More Americans are working part-time jobs in retirement. According to U.S. government figures, 19% of U.S. retiree had part-time jobs in 2017, and that figure should rise as more baby boomers pour into retirement.

What's not to like? Part-time jobs keep retirees engaged in the community, offer a steady paycheck, and enable them to meet more people, and keep them active and busy.

"If you're retired and looking for something to do, part-time work is a
great way to get out of the house, meet some new people and earn a little
spending money along the way," says Michael Decatur, a spokesperson with Truxx, an Ithaca, N.Y.-based crowd-sourced ride-sharing app that connects truck owners with people who need cargo moved.

Increasingly, the gig economy is a promising option for retirees looking for part-time work, says Decatur. "Gig jobs offer schedule autonomy and getting one is usually as simple as having a relatively clean criminal record and the ability to download an app to your smartphone," he says. "Also, you're no longer limited to Uber or Lyft. There are caretaking services, home task services and even one for those retirees who own a truck, like we do with Truxx."

Retirees are also increasingly matching their passions with part-time work.

"I'm an avid golfer and have worked in the golf industry, both at a country club and a store," says Matthew Ramos, a financial planner in Washington, D.C. "The pay is OK, but the real perk of free golf, if you work at a course, is a nice one. Plus, if you love golf, it's fun to be around the game and outside, even if you are working."

A little professional training can also lead to a good part-time gig in retirement.

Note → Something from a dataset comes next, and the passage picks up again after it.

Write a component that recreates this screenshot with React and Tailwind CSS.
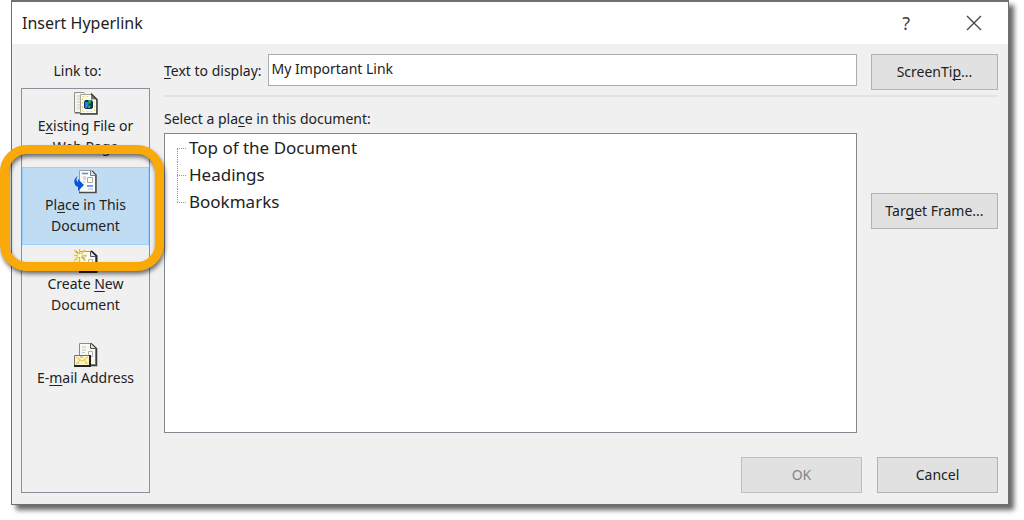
import React, { useState } from "react";

const FileIcon = () => (
  <svg width="24" height="24" viewBox="0 0 24 24" aria-hidden="true">
    <path d="M.5 1.500h9l2 2v18h-11z" fill="#f4f3ee" stroke="#8f8f8b" />
    <path d="M1 22h10" stroke="#55554f" />
    <path d="M3 5h4M3 8h3M3 11h3M3 14h3M3 17h3" stroke="#c9c8c2" />
    <path d="M6.500 3.500h11l5 5v14h-16z" fill="#fdfcf3" stroke="#aaa79a" />
    <path d="M8.500 5.500h8M8.500 7v13M8.500 20.500h12M20.500 10v10" stroke="#ead98a" strokeDasharray="2 2" fill="none" />
    <path d="M17 3l5.500 5.500h-5.500z" fill="#77776f" />
    <path d="M17 2.500l6 6v14.500h-17" stroke="#3b3b36" strokeWidth="1.500" fill="none" />
    <path d="M11.500 9h6l1.500 1.500v6l-1.500 1.500h-6l-1.500-1.500v-6z" fill="#12305c" />
    <path d="M11 11h3l1 2-2 4h-2z" fill="#1e86e0" />
    <path d="M14 9h3v3l-2 1zM14 15l3-1-1 3h-2z" fill="#2cb04a" />
  </svg>
);

const PlaceIcon = () => (
  <svg width="24" height="24" viewBox="0 0 24 24" aria-hidden="true">
    <path d="M5.500 .5h12l4 4v18h-16z" fill="#fbfbfa" stroke="#9b9d9f" />
    <path d="M18 1l4 4v17.500H5" stroke="#4b4a48" strokeWidth="1.500" fill="none" />
    <path d="M16.500 .5v5h5" fill="#e2e3e4" stroke="#77787a" />
    <path d="M8 3.500h6" stroke="#4a8cf0" strokeWidth="1.500" />
    <path d="M9 7h3M9 9h3M9 12h2M14 19h5" stroke="#b6b8bb" />
    <path d="M13.500 7.500h5v5h-5z" fill="#fff" stroke="#a5a7aa" />
    <path d="M13 16h6" stroke="#3d82ec" strokeWidth="1.500" />
    <path d="M4 6C0 8-1 13 2 16l2 1v4l6-6-6-6v3c-2-1-2-4 0-6z" fill="#0b55d8" />
  </svg>
);

const NewIcon = () => (
  <svg width="24" height="24" viewBox="0 0 24 24" aria-hidden="true">
    <path d="M5.500 2.500h12l4 4v16h-16z" fill="#fbfbf8" stroke="#9a9a96" />
    <path d="M17 2l5.500 5v16H5" stroke="#2b2b28" strokeWidth="2" fill="none" />
    <path d="M16.500 2.500v5h5" fill="#e6e6e2" stroke="#55554f" />
    <path d="M14.500 10.500h4v5h-4zM9 8h3M9 11h3M9 14h3" stroke="#b9b9b4" fill="none" />
    <path d="M0 1l11 10M0 12L11 1M5.500 0v4M5.500 9v4M0 6.500h4M8 6.500h5" stroke="#e8c92c" strokeWidth="1.500" />
    <path d="M4 5h3v3H4z" fill="#fffbe0" />
    <path d="M2 2l2 2M8 8l2 2" stroke="#8c8768" />
  </svg>
);

const MailIcon = () => (
  <svg width="24" height="24" viewBox="0 0 24 24" aria-hidden="true">
    <path d="M5.500 .5h12l4 4v17h-16z" fill="#f8f8f5" stroke="#8c8c88" />
    <path d="M17 .5l5.500 5v17H13" stroke="#3b3b36" strokeWidth="1.500" fill="none" />
    <path d="M16.500 .5v5h5" fill="#e2e2de" stroke="#55554f" />
    <path d="M8 4h4M8 7h4M8 9.500h3" stroke="#c2c2bc" />
    <path d="M14.500 8.500h4v5h-4z" fill="#fff" stroke="#b0b0aa" />
    <path d="M.5 12.500h15v10H.5z" fill="#fdf3c4" stroke="#77756a" />
    <path d="M0 23h16V12" stroke="#22221f" strokeWidth="2" fill="none" />
    <path d="M2 14l6 4 6-4M2 21l4-4M14 21l-4-4" stroke="#e6c63c" fill="none" />
    <path d="M6 14h3M4 20h1M11 20h1" stroke="#a8a78f" />
  </svg>
);

const LINK_TYPES = [
  { id: "file", icon: FileIcon, label: <>E<u>x</u>isting File or<br />Web Page</>, padding: "pt-px" },
  { id: "place", icon: PlaceIcon, label: <>Pl<u>a</u>ce in This<br />Document</>, padding: "pt-[2px]" },
  { id: "new", icon: NewIcon, label: <>Create <u>N</u>ew<br />Document</>, padding: "pt-[3px]" },
  { id: "email", icon: MailIcon, label: <>E-<u>m</u>ail Address</>, padding: "pt-[3px]", className: "mt-4" },
];

const PLACES = ["Top of the Document", "Headings", "Bookmarks"];

const DialogButton = ({ children, className = "", ...props }) => (
  <button
    type="button"
    className={`h-9 border border-[#b2b2b2] bg-[#e1e1e1] text-center disabled:border-[#bfbfbf] disabled:text-[#858585] ${className}`}
    {...props}
  >
    {children}
  </button>
);

const LinkTypeButton = ({ type, selected, onSelect }) => {
  const Icon = type.icon;

  return (
    <div className={`relative ${type.className || ""}`}>
      <button
        type="button"
        aria-pressed={selected}
        onClick={() => onSelect(type.id)}
        className={`flex h-[78px] w-full flex-col items-center border leading-[21px] ${type.padding} ${
          selected ? "border-[#99d1ff] bg-[#c0dcf3]" : "border-transparent"
        }`}
      >
        <Icon />
        <span>{type.label}</span>
      </button>
      {/* Callout ring */}
      {selected && (
        <div className="pointer-events-none absolute -top-[22px] -right-[15px] -bottom-[26px] -left-[22px] z-10 rounded-[27px] border-[9px] border-[#f9a908] drop-shadow-[1px_3px_2px_rgba(0,0,0,0.55)]" />
      )}
    </div>
  );
};

const App = () => {
  const [linkType, setLinkType] = useState("place");
  const [text, setText] = useState("My Important Link");

  return (
    <div className="overflow-hidden bg-white pr-[15px] pb-[15px] pl-[11px] font-['Noto_Sans','Open_Sans',sans-serif] text-sm text-[#222] [&_u]:underline-offset-2 [&_u]:[text-decoration-skip-ink:none]">
      <div
        role="dialog"
        aria-labelledby="dialog-title"
        className="border border-t-2 border-[#707070] bg-[#f0f0f0] shadow-[5px_5px_5px_rgba(0,0,0,0.6)]"
      >
        <header className="flex h-[42px] items-center bg-white pr-[26px] pl-[10px]">
          <h1 id="dialog-title" className="flex-1 text-base">
            Insert Hyperlink
          </h1>
          <button type="button" aria-label="Help" className="mr-[56px] text-lg text-[#444]">
            ?
          </button>
          <button type="button" aria-label="Close">
            <svg width="16" height="16" viewBox="0 0 16 16" aria-hidden="true">
              <path d="M1 1l14 14M15 1L1 15" stroke="#444" strokeWidth="1.300" />
            </svg>
          </button>
        </header>

        <div className="flex gap-[14px] pt-[10px] pr-[10px] pb-[11px] pl-[9px]">
          <aside className="flex w-[129px] shrink-0 flex-col">
            <h2 className="h-[34px] pr-4 text-center leading-[34px]">Link to:</h2>
            <nav className="flex-1 border border-[#8d8f9b] text-center">
              {LINK_TYPES.map((type) => (
                <LinkTypeButton
                  key={type.id}
                  type={type}
                  selected={type.id === linkType}
                  onSelect={setLinkType}
                />
              ))}
            </nav>
          </aside>

          <main className="min-w-0 flex-1">
            <div className="flex items-start border-b-2 border-[#e3e3e3] pb-[5px]">
              <label htmlFor="display-text" className="mr-[6px] leading-[34px] whitespace-nowrap">
                <u>T</u>ext to display:
              </label>
              <input
                id="display-text"
                type="text"
                value={text}
                onChange={(e) => setText(e.target.value)}
                className="mr-[14px] h-8 min-w-0 flex-1 border border-[#abadb3] bg-white px-[3px] pb-[3px] outline-none"
              />
              <DialogButton className="w-[127px]">
                ScreenTi<u>p</u>...
              </DialogButton>
            </div>

            <div id="places-label" className="mt-3 mb-1 leading-5">
              Select a pla<u>c</u>e in this document:
            </div>
            <div className="flex gap-[14px]">
              <ul
                role="tree"
                aria-labelledby="places-label"
                className="h-[300px] flex-1 border border-[#828790] bg-white pt-px pl-3 text-[17px]"
              >
                {PLACES.map((place, i) => (
                  <li key={place} role="treeitem" className="flex h-[27px] items-center">
                    <span className="flex h-full w-[9px] flex-col">
                      <span className={`flex-1 border-[#999] ${i > 0 ? "border-l border-dotted" : ""}`} />
                      <span
                        className={`flex-1 border-t border-dotted border-[#999] ${
                          i < PLACES.length - 1 ? "border-l" : ""
                        }`}
                      />
                    </span>
                    <span className="pl-[3px]">{place}</span>
                  </li>
                ))}
              </ul>
              <DialogButton className="mt-[60px] w-[127px]">
                Tar<u>g</u>et Frame...
              </DialogButton>
            </div>

            <div className="mt-6 flex justify-end gap-[15px]">
              <DialogButton disabled className="w-[121px]">
                OK
              </DialogButton>
              <DialogButton className="w-[121px]">Cancel</DialogButton>
            </div>
          </main>
        </div>
      </div>
    </div>
  );
};

export default App;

"Becoming a tax preparer is a great seasonal job for a retiree," says Chuck McCabe, chief executive officer at The Income Tax School, in Glen Allen, Va. "The retiree can travel and have fun with grandchildren during the off-season and summer when school is out, and work during tax season in a professional office atmosphere using computers and helping people." McCabe says his tax school employs "a lot" of retirees.

Having more time in retirement allows retirees to get more creative about the work they want to do.

"I'm an actual retiree with an actual part-time job," says Kitty Felde, creator of the Book Club for Kids podcast. "Recently, for example, I just talked to half a dozen middle-grade school kids about the book "A Wrinkle in Time. After 30 years of public radio journalism, covering everything from Bosnian war crimes trials to the O.J. Simpson case to politicos on Capitol Hill, this is a blast!"

What jobs are most popular and most in demand for retirees? Roy Cohen, a career coach and author of the book, "The Wall Street Professional's Survival Guide," offers this handy list:

Dog Walker -- If you are a dog person, this option offers lots of flexibility. It also provides plenty of exercise and you will meet new and interesting people on your walks. It also generally pays in cash.

Athletic Trainer -- America as a whole is "greying". We are all living longer and healthier lives. Older people need trainers who understand the physical and mechanical limitations that are inevitable in an older client.

Financial Advisor -- For individuals who have worked in finance and understand and get excited by sharing that knowledge, this option is readily available as long as you are willing to study for, take, and pass the CFP exam.

Tutor -- For retired teachers this is a great option, especially helping families to manage the college admissions process.

Consultant -- Lots of opportunities exist for skilled project managers, specialists in technology, and other subject matter experts.

House Watcher -- In resort communities, off-season opportunities always exist for house watchers. People tend to visit their houses less often and the potential for a frozen pipe, a leak, or some other emergency can be easily avoided or detected in advance by having a trusted person check in with some regularity.

Garden Store/Nursery -- Gardening is a seasonal activity and it is a great way to get paid for a hobby. Spring and summer tend to be the busiest for planting and tending gardens, so focus on applying before the busy season.

Dance, Crafts or Bridge Instructor -- "Specialty" teaching offers flexibility and the potential to travel. Lots of folks are hired by cruise lines to distract and entertain the passengers.

Driver, Caregiver or Helper to the Elderly -- The very oldest among us will need increasing help and support. For those who want to remain independent, having a person to help with errands, driving, personal hygiene and other activities will become essential.

Freelance Editor or Writer -- For ex-writers, editors or lawyers who like to write and/or edit, there are an infinite number and range of opportunities. The internet has a vast demand for content that can be delivered on a freelance basis.

As Cohen's list demonstrates, there is no shortage of part-time jobs for retirees, many of whom are gung-ho about staying busy -- and collecting a welcome paycheck -- in retirement.

With the advancement of the gig economy and digital job sites, getting such a job is likely easier than you might think.